From Wall Street to Slow Street: Navigating the Differences and Embracing Positive Disruption

Posted on

March 21, 2023

For the last 20 or so years, I’ve lived and breathed Investment Banking. I’m used to an environment where the pace is relentless, there is always a sense of urgency and time is money.

So, transitioning from the fast-paced world of Capital Markets to the Property Industry over the last few months has been an eye-opener and I’ve realised just how different these two worlds truly are.

For example, in Capital Markets, the time between trading and ‘settlement’ (the settlement cycle) is just a few days, and there are moves to further reduce this to one, or even zero days. In the property industry, the pace is much slower. For example, and as many of us know, it can take three to six months to sell a property. And it is not just the pace, it’s also expensive. Often, multiple intermediaries are involved, which can drive up costs significantly. It’s very different from the streamlined processes I’ve been used to in Capital Markets.

However, with some analysis, I’ve found out that the housing market is being disrupted and it’s finally starting to see some real change.

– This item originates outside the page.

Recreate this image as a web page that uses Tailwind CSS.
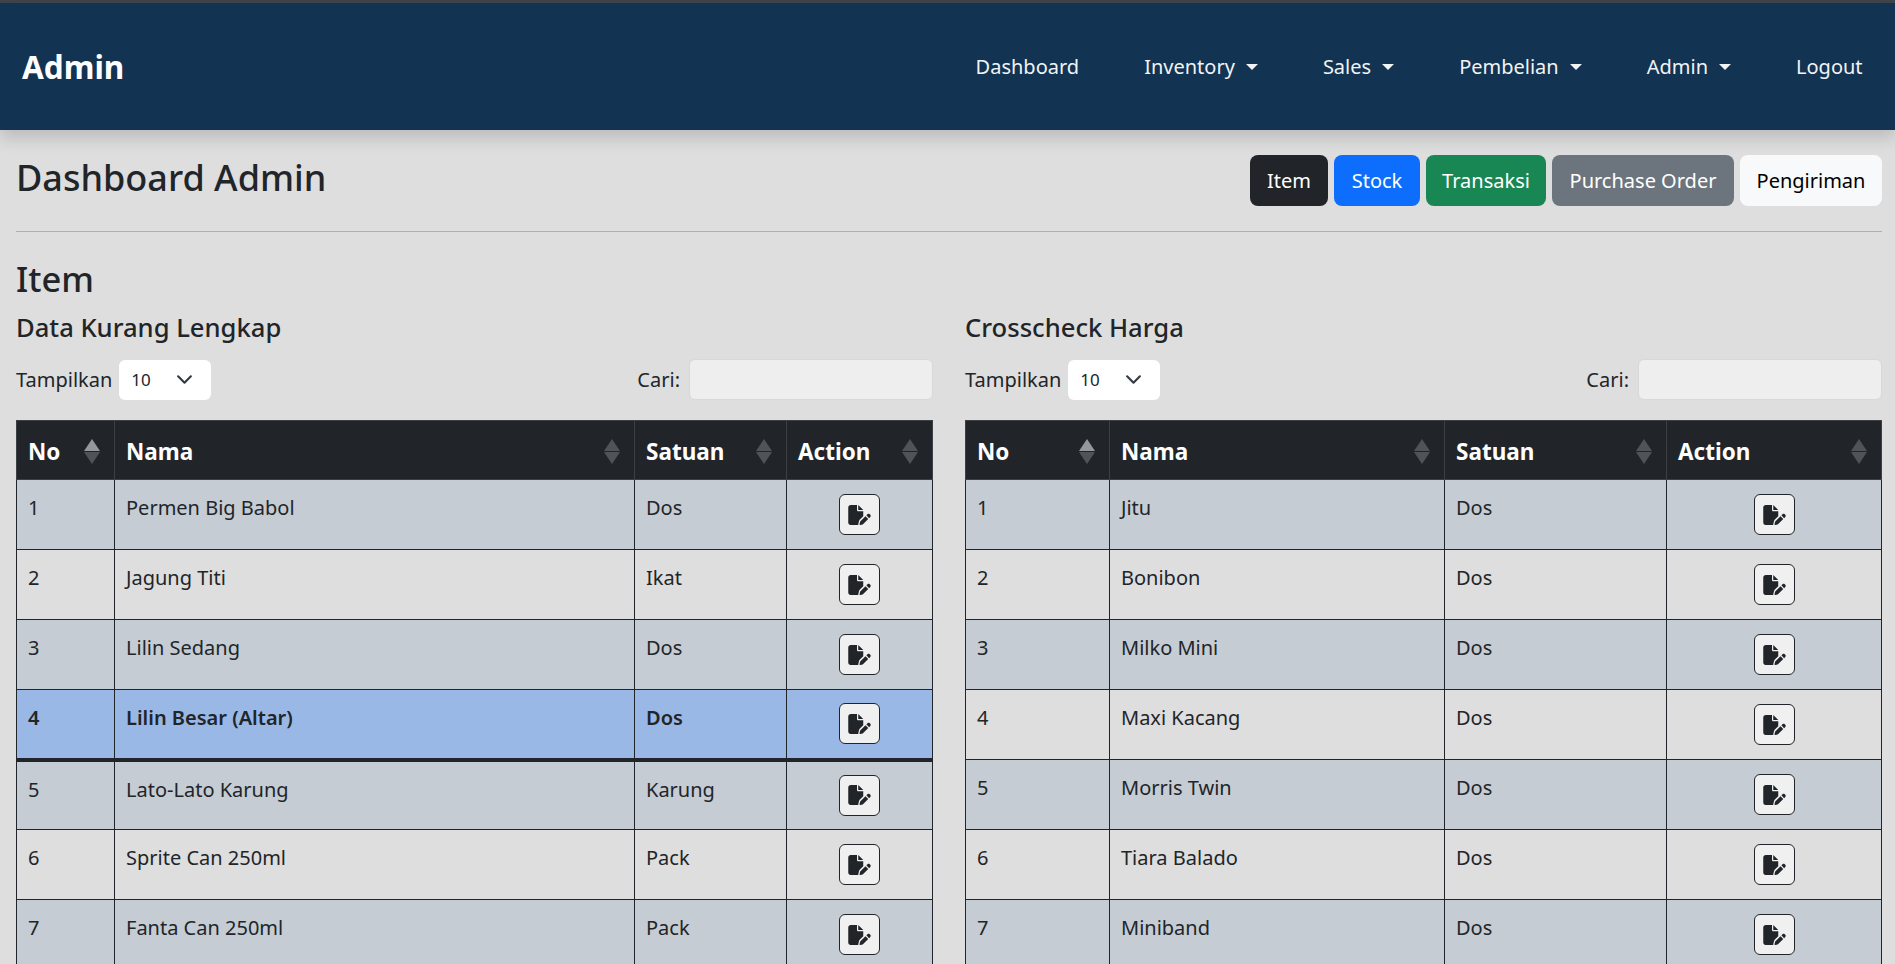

Firstly, there is the emergence of iBuyers, which benefits sellers by creating greater liquidity in the market and reducing the time a house stays on the market iBuyers are also helping to enhance the valuations model, with a much greater vested interest in getting a property’s price right.

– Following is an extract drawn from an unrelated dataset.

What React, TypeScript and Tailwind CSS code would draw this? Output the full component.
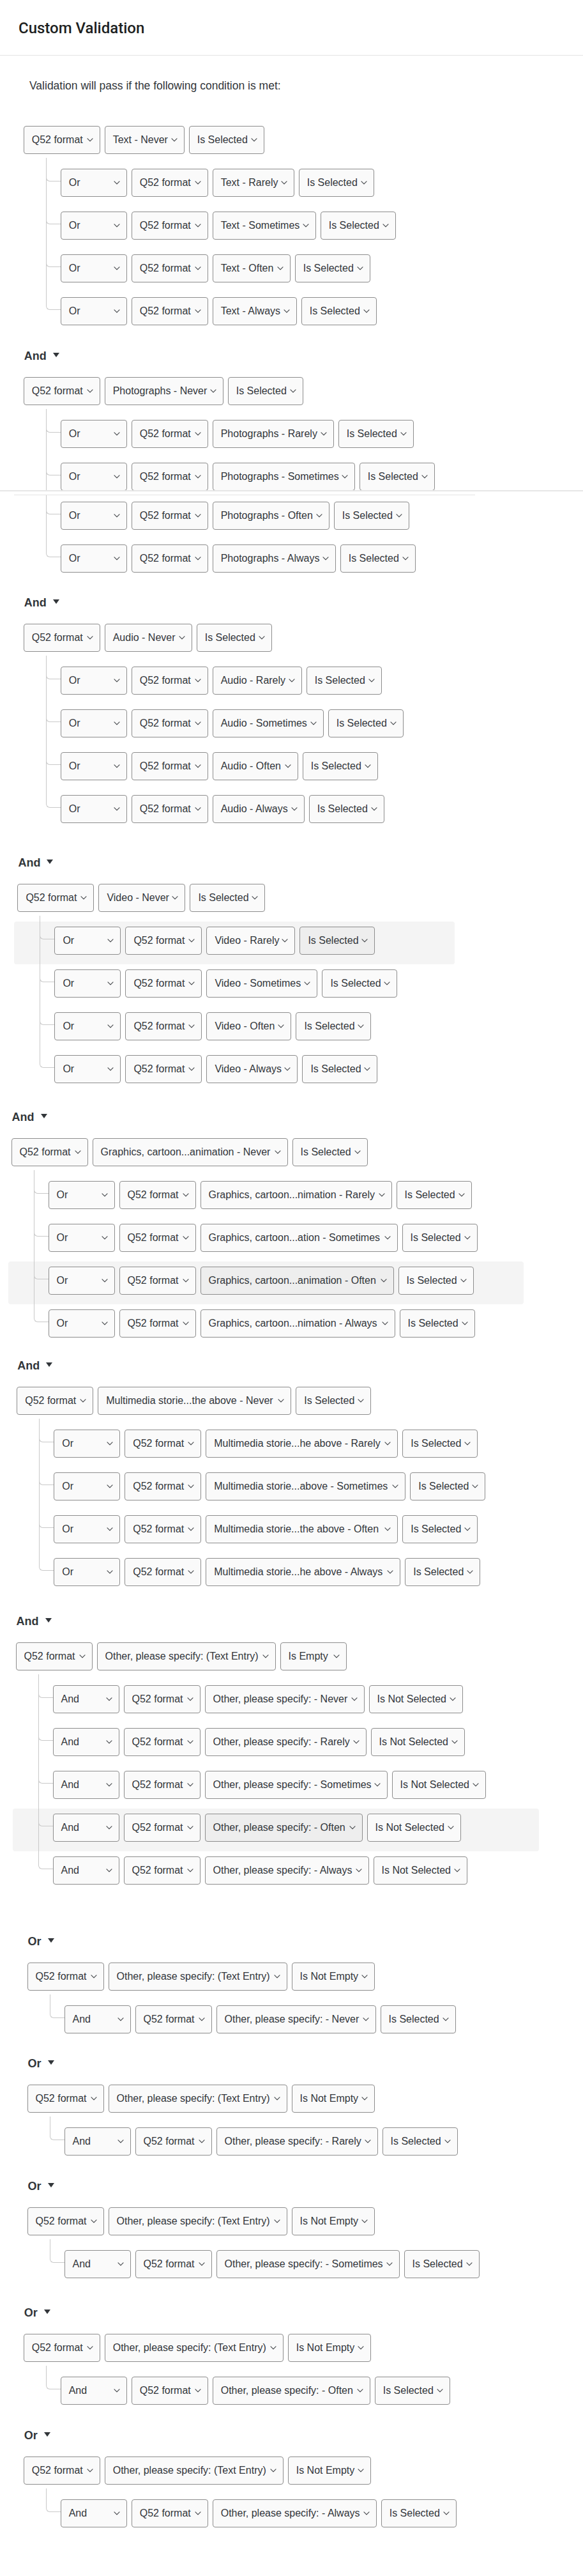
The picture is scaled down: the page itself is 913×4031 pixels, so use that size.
type Sel = { t: string; w: string };
type Child = { conj: string; v: Sel; op: Sel; band?: string; hot?: number };
type Sec = {
  x: string;
  mt: string;
  label?: string;
  top?: Sel[];
  stub: string;
  children: Child[];
  cutLast?: boolean;
};

const Q: Sel = { t: "Q52 format", w: "w-[120px]" };
const IS: Sel = { t: "Is Selected", w: "w-[118px]" };
const INS: Sel = { t: "Is Not Selected", w: "w-[147px]" };
const INE: Sel = { t: "Is Not Empty", w: "w-[130px]" };
const OTE: Sel = { t: "Other, please specify: (Text Entry)", w: "w-[280px]" };

const orc = (t: string, w: string, band?: string, hot?: number): Child => ({ conj: "Or", v: { t, w }, op: IS, band, hot });
const andc = (t: string, w: string, op: Sel, band?: string, hot?: number): Child => ({ conj: "And", v: { t, w }, op, band, hot });

const sections: Sec[] = [
  {
    x: "ml-[36.7px]",
    mt: "mt-[51px]",
    top: [Q, { t: "Text - Never", w: "w-[125px]" }, IS],
    stub: "mt-[6px] h-[9px]",
    children: [
      orc("Text - Rarely", "w-[128px]"),
      orc("Text - Sometimes", "w-[162px]"),
      orc("Text - Often", "w-[122px]"),
      orc("Text - Always", "w-[132px]"),
    ],
  },
  {
    x: "ml-[36.7px]",
    mt: "mt-[21px]",
    label: "And",
    top: [Q, { t: "Photographs - Never", w: "w-[186px]" }, IS],
    stub: "mt-[6px] h-[9px]",
    children: [orc("Photographs - Rarely", "w-[190px]"), orc("Photographs - Sometimes", "w-[223px]")],
    cutLast: true,
  },
];

const sectionsB: Sec[] = [
  {
    x: "ml-[36.7px]",
    mt: "mt-0",
    stub: "mt-0 h-[2.3px]",
    children: [orc("Photographs - Often", "w-[183px]"), orc("Photographs - Always", "w-[193px]")],
  },
  {
    x: "ml-[36.7px]",
    mt: "mt-[20px]",
    label: "And",
    top: [Q, { t: "Audio - Never", w: "w-[137px]" }, IS],
    stub: "mt-[6px] h-[9px]",
    children: [
      orc("Audio - Rarely", "w-[140px]"),
      orc("Audio - Sometimes", "w-[174px]"),
      orc("Audio - Often", "w-[134px]"),
      orc("Audio - Always", "w-[144px]"),
    ],
  },
  {
    x: "ml-[27.4px]",
    mt: "mt-[35px]",
    label: "And",
    top: [Q, { t: "Video - Never", w: "w-[136px]" }, IS],
    stub: "mt-[6px] h-[9px]",
    children: [
      orc("Video - Rarely", "w-[139px]", "w-[690px]", 3),
      orc("Video - Sometimes", "w-[174px]"),
      orc("Video - Often", "w-[133px]"),
      orc("Video - Always", "w-[143px]"),
    ],
  },
  {
    x: "ml-[17.5px]",
    mt: "mt-[26px]",
    label: "And",
    top: [Q, { t: "Graphics, cartoon...animation - Never", w: "w-[306px]" }, IS],
    stub: "mt-[6px] h-[9px]",
    children: [
      orc("Graphics, cartoon...nimation - Rarely", "w-[300px]"),
      orc("Graphics, cartoon...ation - Sometimes", "w-[309px]"),
      orc("Graphics, cartoon...animation - Often", "w-[303px]", "w-[807px]", 2),
      orc("Graphics, cartoon...nimation - Always", "w-[305px]"),
    ],
  },
  {
    x: "ml-[26.2px]",
    mt: "mt-[17px]",
    label: "And",
    top: [Q, { t: "Multimedia storie...the above - Never", w: "w-[303px]" }, IS],
    stub: "mt-[6px] h-[9px]",
    children: [
      orc("Multimedia storie...he above - Rarely", "w-[301px]"),
      orc("Multimedia storie...above - Sometimes", "w-[313px]"),
      orc("Multimedia storie...the above - Often", "w-[301px]"),
      orc("Multimedia storie...he above - Always", "w-[305px]"),
    ],
  },
  {
    x: "ml-[24.5px]",
    mt: "mt-[28px]",
    label: "And",
    top: [Q, OTE, { t: "Is Empty", w: "w-[104px]" }],
    stub: "mt-[6px] h-[9px]",
    children: [
      andc("Other, please specify: - Never", "w-[250px]", INS),
      andc("Other, please specify: - Rarely", "w-[253px]", INS),
      andc("Other, please specify: - Sometimes", "w-[286px]", INS),
      andc("Other, please specify: - Often", "w-[247px]", INS, "w-[824px]", 2),
      andc("Other, please specify: - Always", "w-[257px]", INS),
    ],
  },
  {
    x: "ml-[42.5px]",
    mt: "mt-[62px]",
    label: "Or",
    top: [Q, OTE, INE],
    stub: "mt-[6px] h-[9px]",
    children: [andc("Other, please specify: - Never", "w-[250px]", IS)],
  },
  {
    x: "ml-[42.5px]",
    mt: "mt-[20px]",
    label: "Or",
    top: [Q, OTE, INE],
    stub: "mt-[6px] h-[9px]",
    children: [andc("Other, please specify: - Rarely", "w-[253px]", IS)],
  },
  {
    x: "ml-[42.5px]",
    mt: "mt-[21px]",
    label: "Or",
    top: [Q, OTE, INE],
    stub: "mt-[6px] h-[9px]",
    children: [andc("Other, please specify: - Sometimes", "w-[287px]", IS)],
  },
  {
    x: "ml-[36.7px]",
    mt: "mt-[27px]",
    label: "Or",
    top: [Q, OTE, INE],
    stub: "mt-[6px] h-[9px]",
    children: [andc("Other, please specify: - Often", "w-[247px]", IS)],
  },
  {
    x: "ml-[36.7px]",
    mt: "mt-[21px]",
    label: "Or",
    top: [Q, OTE, INE],
    stub: "mt-[6px] h-[9px]",
    children: [andc("Other, please specify: - Always", "w-[257px]", IS)],
  },
];

function Chevron() {
  return (
    <svg width="10" height="6" viewBox="0 0 10 6" className="shrink-0" fill="none">
      <polyline points="1,0.8 5,4.8 9,0.8" stroke="#4a4d50" strokeWidth="1.2" strokeLinecap="round" strokeLinejoin="round" />
    </svg>
  );
}

function Box({ s, hot }: { s: Sel; hot?: boolean }) {
  return (
    <div
      className={`flex h-[44px] shrink-0 items-center justify-between rounded-[4px] border border-[#8d8d8d] pl-[12px] pr-[10px] text-[16px] text-[#32363a] ${
        hot ? "bg-[#eeeeee]" : "bg-[#fafafa]"
      } ${s.w}`}
    >
      <span className="whitespace-nowrap">{s.t}</span>
      <Chevron />
    </div>
  );
}

function Label({ text }: { text: string }) {
  return (
    <div className="ml-[1px] flex h-[24px] items-center gap-[10px] text-[18px] font-bold leading-[24px] text-[#32363a]">
      <span>{text}</span>
      <svg width="10" height="7" viewBox="0 0 10 7" className="mb-[3px]">
        <polygon points="0,0 10,0 5,7" fill="#32363a" />
      </svg>
    </div>
  );
}

function ChildRow({ c, last, cut }: { c: Child; last: boolean; cut: boolean }) {
  return (
    <div className={`-ml-[5px] flex rounded-[4px] pl-[40px] ${c.band ? "bg-[#f4f4f4] " + c.band : ""}`}>
      <div className={`w-[23px] shrink-0 ${last ? "" : "border-l border-[#c9c9c9]"}`}>
        <div className={`h-[28px] rounded-bl-[6px] border-b border-l border-[#c9c9c9] ${last ? "" : "-ml-px"}`} />
      </div>
      <div className={`flex gap-[7px] pt-[8px] ${cut ? "h-[51px] overflow-hidden" : "pb-[15px]"}`}>
        <Box s={{ t: c.conj, w: "w-[104px]" }} hot={c.hot === 0} />
        <Box s={Q} hot={c.hot === 1} />
        <Box s={c.v} hot={c.hot === 2} />
        <Box s={c.op} hot={c.hot === 3} />
      </div>
    </div>
  );
}

function Section({ s }: { s: Sec }) {
  return (
    <div className={`${s.x} ${s.mt}`}>
      {s.label && <Label text={s.label} />}
      {s.top && (
        <div className={`flex gap-[7px] ${s.label ? "mt-[21px]" : ""}`}>
          {s.top.map((b, i) => (
            <Box key={i} s={b} />
          ))}
        </div>
      )}
      <div className={`ml-[35px] w-px bg-[#c9c9c9] ${s.stub}`} />
      {s.children.map((c, i) => {
        const isLast = i === s.children.length - 1;
        return <ChildRow key={i} c={c} last={isLast && !s.cutLast} cut={isLast && !!s.cutLast} />;
      })}
    </div>
  );
}

export default function App() {
  return (
    <div className="min-h-[4031px] bg-white font-['Liberation_Sans',Arial,sans-serif] text-[#32363a]">
      <div className="border-b border-[#e3e3e3] pl-[29px] pt-[28px] pb-[26px]">
        <h1 className="font-['Roboto',sans-serif] text-[24px] leading-[32px] font-medium text-[#1d1f21]">Custom Validation</h1>
      </div>
      <p className="ml-[46px] mt-[35px] text-[17.5px] leading-[24px]">Validation will pass if the following condition is met:</p>
      {sections.map((s, i) => (
        <Section key={i} s={s} />
      ))}
      <div className="h-[2px] bg-[#e6e6e6]" />
      <div className="ml-[22px] mt-[4.7px] h-px w-[722px] bg-[#e4e4e4]" />
      {sectionsB.map((s, i) => (
        <Section key={i} s={s} />
      ))}
    </div>
  );
}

Secondly, schemes like MyIdentity are determined to streamline the onboarding process. Identity Verification, Know Your Client and Anti Money Laundering KYC/AML processes which can currently take days could be reduced to hours or minutes. This will remove the need for each service provider such as lenders, estate agents, and conveyancers to carry out separate checks, making the process more efficient. However, this means the traditional service providers lose a revenue stream, so they are not supporters.

Next, the lenders’ risk departments are changing their ‘blanket’ property risk evaluation models of properties. This could lead to personalised and targeted approach to lending which in turn should increase the number of loans approved.

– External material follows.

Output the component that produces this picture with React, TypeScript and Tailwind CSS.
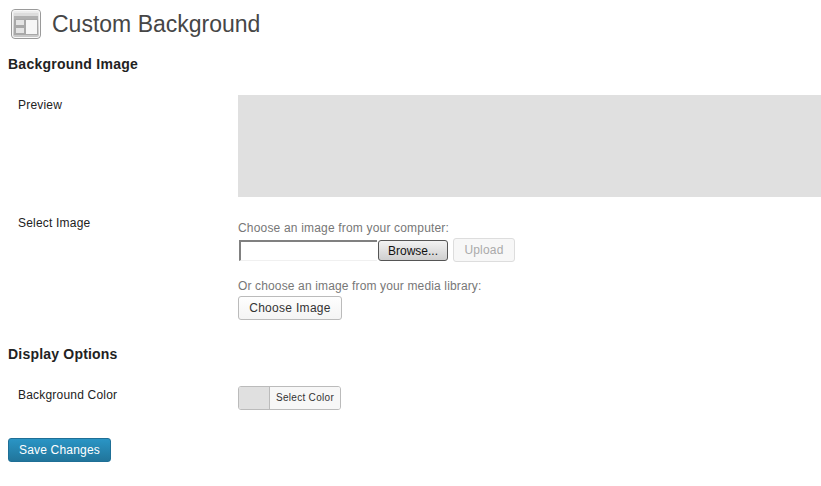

Then, to reduce rising conveyancing fraud and payment diversion fraud, the Australian PropTech company PEXA have entered the UK market with their standardised and robust settlements process.

Lastly, messaging platforms such as Coadjute are disrupting the market and adding transparency to all stakeholders in the transaction.

As the property market continues to experience positive disruption and stakeholders receive timely information, we can anticipate a significant reduction in the time it takes to purchase a property. While I’m not suggesting were on the next day settle cycles like we see in Capital markets anytime soon, it’s worth remembering that not too long ago, that timeframe was 1 month, and securities were delivered physically by clerks in the city.

The continuous progress in technology and innovation certainly generates anticipation for what lies ahead in the real estate industry. This will, however, greatly impact the operating model and revenue streams of the established industry players. So, it will be interesting to see how they react to these new disruptors.